When the number matters and the stakes are high, book a strategy session with Zubail Talibov. We will work the methods against your actual numbers — what your business is worth today, what a buyer’s analyst will argue, and what is worth fixing before the first conversation rather than after the price has already moved.
Frequently asked questions
What valuation methods are used in M&A?
Three: market multiples (comparable companies), precedent transactions, and discounted cash flow (DCF) — used together to triangulate a range, not a single number. For founder-led SMEs, sector multiples and precedent transactions carry the most weight; DCF is the weakest, because the projections and discount rate behind it are largely guesswork.
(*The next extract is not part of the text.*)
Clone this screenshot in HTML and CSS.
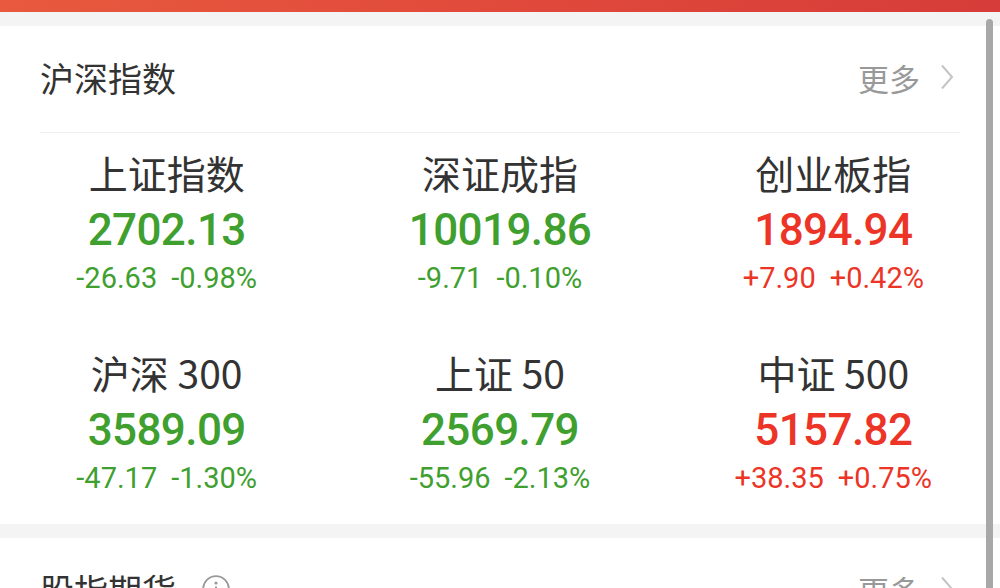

What EBITDA multiple do businesses sell for?
It depends on sector, size and quality. SME bands typically run a few times EBITDA — wider for software and recurring-revenue models, narrower for owner-dependent or customer-concentrated businesses. Use a sector multiple band and an indicative range rather than a single headline multiple; our valuation calculator returns one in a few minutes.
What's the difference between enterprise value and equity value?
Enterprise value is the value of the whole operating business; equity value is what actually reaches you after the bridge — subtract net debt, adjust for the working-capital peg, and set aside escrow and any earnout at risk. Two deals with the same headline enterprise value can leave very different amounts in your account.
How is a small business valued for sale in the UAE?
Mostly on sector multiples (EV/EBITDA, SDE, or revenue/ARR) applied to normalised earnings, sense-checked against precedent transactions, then bridged to equity. Public comparables are scarce in the GCC, so the multiple you can defend and the buyer pool you reach — strategics, private equity, family groups — matter more than a polished DCF model.